Une politique énergétique doit donc reposer sur deux axes principaux : la diversification des sources et l’utilisation rationnelle de l’énergie. La pression des lobbies est parfois plus forte que la raison. Ainsi l’électricité, par exemple, devrait être réservée pour ses usages spécifiques : l’éclairage et la force électromotrice, c’est-à-dire les moteurs électriques. Le développement du chauffage électrique, qui concerne plusieurs millions de ménages en France, est une aberration, qui n’a pour origine qu’une stratégie de marketing d’EDF. Mais même dans ses usages « nobles », l’électricité doit être économisée. Si chaque foyer remplaçait une seule ampoule classique par une ampoule fluo compacte, qui dépense cinq fois moins d’électricité et dure cinq fois plus longtemps, ce seul geste économiserait la production annuelle de deux réacteurs nucléaires. Dans les pays du Sud aussi, des économies d’énergie sont possibles et nécessaires pour préserver les ressources naturelles. Par exemple, la cuisson des aliments dans des foyers fermés au lieu de foyers à feu ouvert, réduirait la consommation du bois.

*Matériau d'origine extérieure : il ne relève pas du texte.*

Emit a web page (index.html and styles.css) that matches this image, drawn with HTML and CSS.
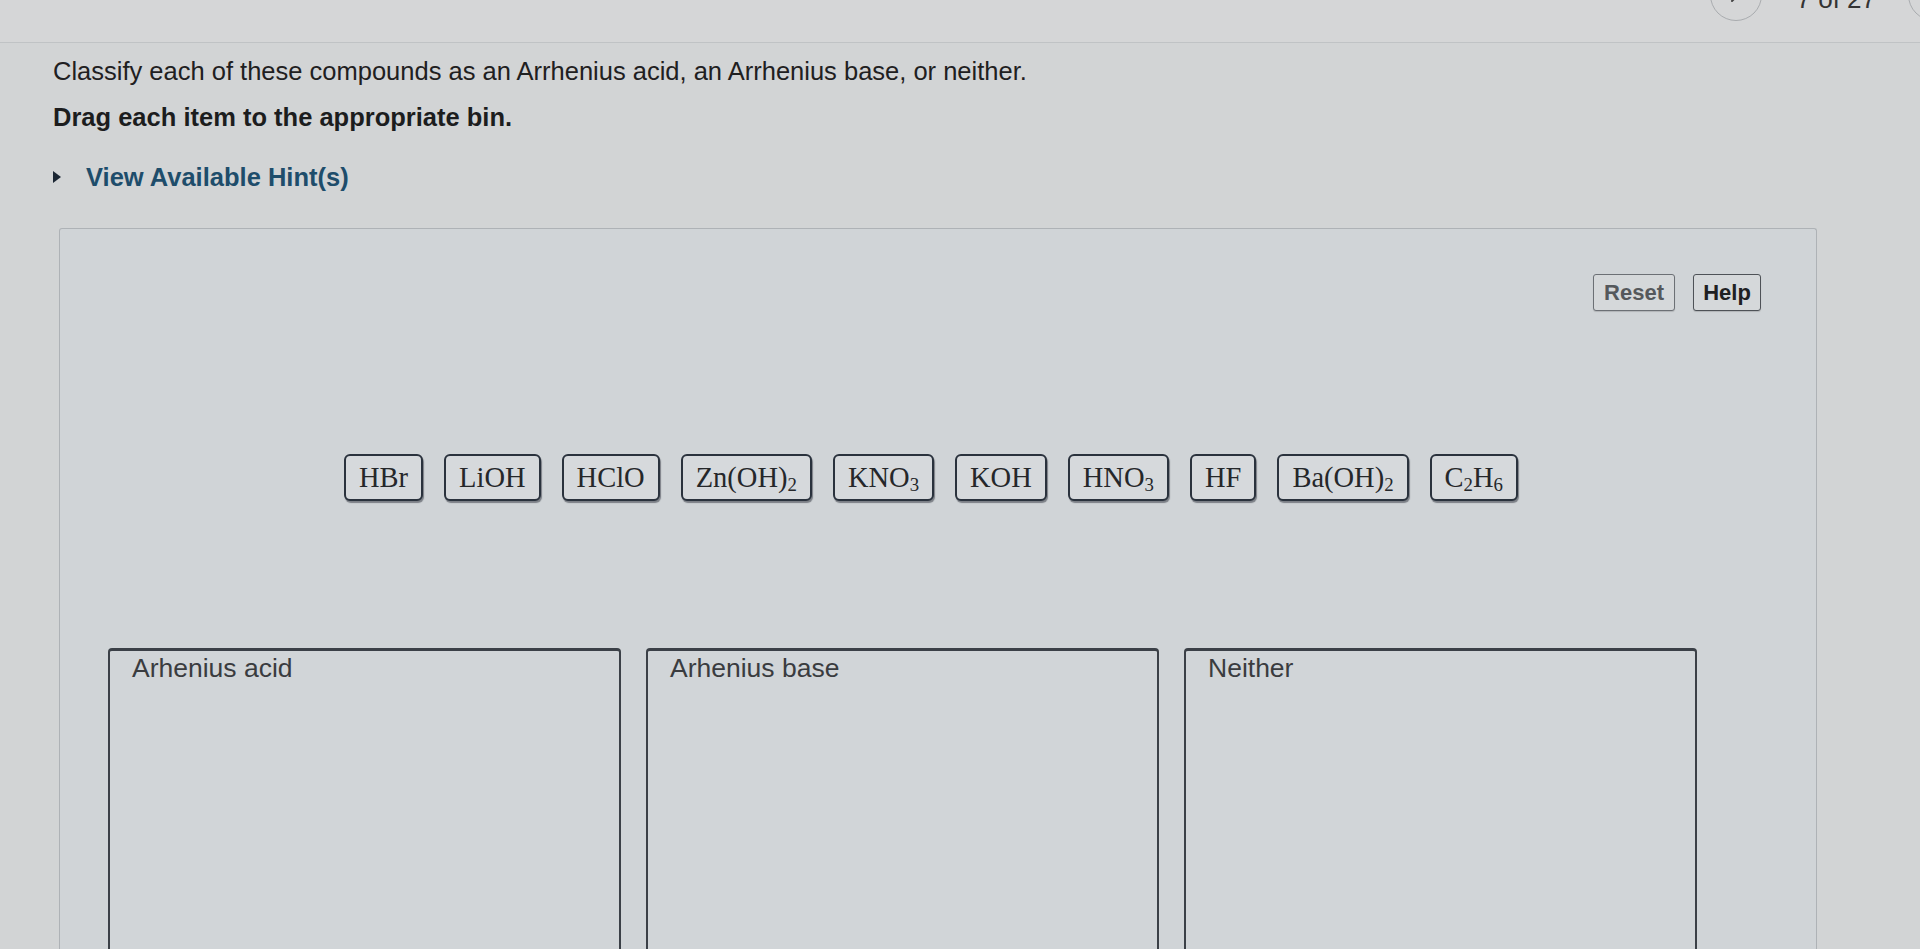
FILE: index.html
```html
<!DOCTYPE html>
<html lang="en">
<head>
<meta charset="utf-8">
<title>Arrhenius classification</title>
<link rel="stylesheet" href="styles.css">
</head>
<body>
<header class="topbar">
  <span class="nav-circle"><svg width="20" height="20" viewBox="0 0 20 20"><path d="M13 2 L6 9" stroke="#444" stroke-width="2" fill="none" stroke-linecap="round"/></svg></span>
  <span class="counter">7 of 27</span>
  <span class="nav-circle nav-next"></span>
</header>
<main class="content">
  <p class="question">Classify each of these compounds as an Arrhenius acid, an Arrhenius base, or neither.</p>
  <p class="instruction">Drag each item to the appropriate bin.</p>
  <p class="hint"><span class="hint-arrow"></span>View Available Hint(s)</p>

  <section class="panel">
    <div class="tools">
      <button class="btn btn-reset">Reset</button>
      <button class="btn btn-help">Help</button>
    </div>
    <div class="tokens">
      <span class="token">HBr</span>
      <span class="token">LiOH</span>
      <span class="token">HClO</span>
      <span class="token">Zn(OH)<sub>2</sub></span>
      <span class="token">KNO<sub>3</sub></span>
      <span class="token">KOH</span>
      <span class="token">HNO<sub>3</sub></span>
      <span class="token">HF</span>
      <span class="token">Ba(OH)<sub>2</sub></span>
      <span class="token">C<sub>2</sub>H<sub>6</sub></span>
    </div>
    <div class="bins">
      <div class="bin"><span class="bin-label">Arhenius acid</span></div>
      <div class="bin"><span class="bin-label">Arhenius base</span></div>
      <div class="bin"><span class="bin-label">Neither</span></div>
    </div>
  </section>
</main>
</body>
</html>
```

FILE: styles.css
```css
html, body {
  margin: 0;
  padding: 0;
  height: 100%;
  overflow: hidden;
}
body {
  background: #d2d4d5;
  font-family: "Liberation Sans", Arial, sans-serif;
  color: #1e1f20;
}
.topbar {
  height: 42px;
  border-bottom: 1px solid #c0c3c5;
  background: #d5d6d7;
  display: flex;
  justify-content: flex-end;
  align-items: flex-end;
  overflow: hidden;
}
.nav-circle {
  width: 50px;
  height: 50px;
  border: 1.5px solid #a9acaf;
  border-radius: 50%;
  margin-bottom: 21px;
  display: flex;
  justify-content: center;
  align-items: flex-end;
  flex-shrink: 0;
}
.nav-circle svg {
  margin-bottom: 8px;
}
.counter {
  font-size: 26px;
  line-height: 26px;
  color: #333;
  margin: 0 32px 30px 34px;
  white-space: nowrap;
}
.nav-next {
  margin-right: -40px;
}
.content {
  padding-left: 53px;
}
.question {
  margin: 13px 0 0;
  font-size: 25.5px;
  line-height: 30px;
  color: #1f2021;
}
.instruction {
  margin: 16px 0 0;
  font-size: 25.5px;
  line-height: 30px;
  font-weight: bold;
  color: #1c1d1e;
}
.hint {
  margin: 30px 0 0;
  font-size: 25.5px;
  line-height: 30px;
  font-weight: bold;
  color: #1e4d6b;
  display: flex;
  align-items: center;
}
.hint-arrow {
  width: 0;
  height: 0;
  border-top: 6px solid transparent;
  border-bottom: 6px solid transparent;
  border-left: 8px solid #1b2633;
  margin-right: 25px;
}
.panel {
  margin: 36px 103px 0 6px;
  border: 1px solid #aeb2b6;
  border-bottom: none;
  border-radius: 3px 3px 0 0;
  background: #d0d4d7;
  height: 760px;
  padding: 45px 0 0;
}
.tools {
  display: flex;
  justify-content: flex-end;
  gap: 18px;
  padding-right: 55px;
}
.btn {
  font-family: "Liberation Sans", Arial, sans-serif;
  font-size: 22px;
  font-weight: bold;
  height: 37px;
  padding: 0 6px;
  background: #d5d8da;
  border: 1.5px solid #6c7075;
  border-radius: 3px;
  box-shadow: 0 1px 1px rgba(0,0,0,0.15);
}
.btn-reset {
  color: #55585c;
  width: 82px;
}
.btn-help {
  color: #1f2022;
  width: 68px;
  border-color: #4e5257;
}
.tokens {
  display: flex;
  justify-content: center;
  gap: 21px;
  margin-top: 143px;
  padding-right: 14px;
}
.token {
  font-family: "Liberation Serif", "Times New Roman", serif;
  font-size: 28.5px;
  line-height: 43px;
  height: 43px;
  padding: 0 13px;
  color: #25272a;
  background: #d6d9dc;
  border: 2px solid #2a323d;
  border-radius: 6px;
  box-shadow: 1px 2px 1px rgba(20,25,35,0.45);
  white-space: nowrap;
}
.token sub {
  font-size: 0.66em;
  vertical-align: -0.22em;
  line-height: 0;
}
.bins {
  display: grid;
  grid-template-columns: repeat(3, 1fr);
  gap: 25px;
  margin-top: 147px;
  padding: 0 119px 0 48px;
}
.bin {
  height: 400px;
  border: 2px solid #3b4047;
  border-top-width: 3px;
  border-bottom: none;
  border-radius: 4px 4px 0 0;
  background: #d1d5d8;
  padding: 2px 22px 0;
}
.bin-label {
  font-size: 26.5px;
  line-height: 30px;
  color: #3a3c3f;
}
```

Les pays du Sud ont de meilleures conditions que ceux du Nord pour produire de l’énergie à partir de systèmes fondés sur l’éolien ou le solaire. L’énergie primaire ne coûte rien et la technologie nécessaire est plus simple que celle des centrales nucléaires. Ces pays qui voient leurs besoins augmenter, doivent pouvoir bénéficier des technologies de pointe, que sont les technologies solaires, marémotrice, hydraulique, éolienne, ou le photovoltaïque (conversion d’une énergie lumineuse en une énergie électrique).

En France, d’autres économies d’énergie sont nécessaires. Dans le secteur des transports, une politique déterminée en faveur du transport collectif par rail pourrait permettre d’économiser un tiers de notre consommation de pétrole. L’énergie dépensée est dix fois moindre par voyageur transporté par le train que par la route. Il y va de notre santé et des engagements pris par la France au sommet de Kyoto pour réduire l’effet de serre.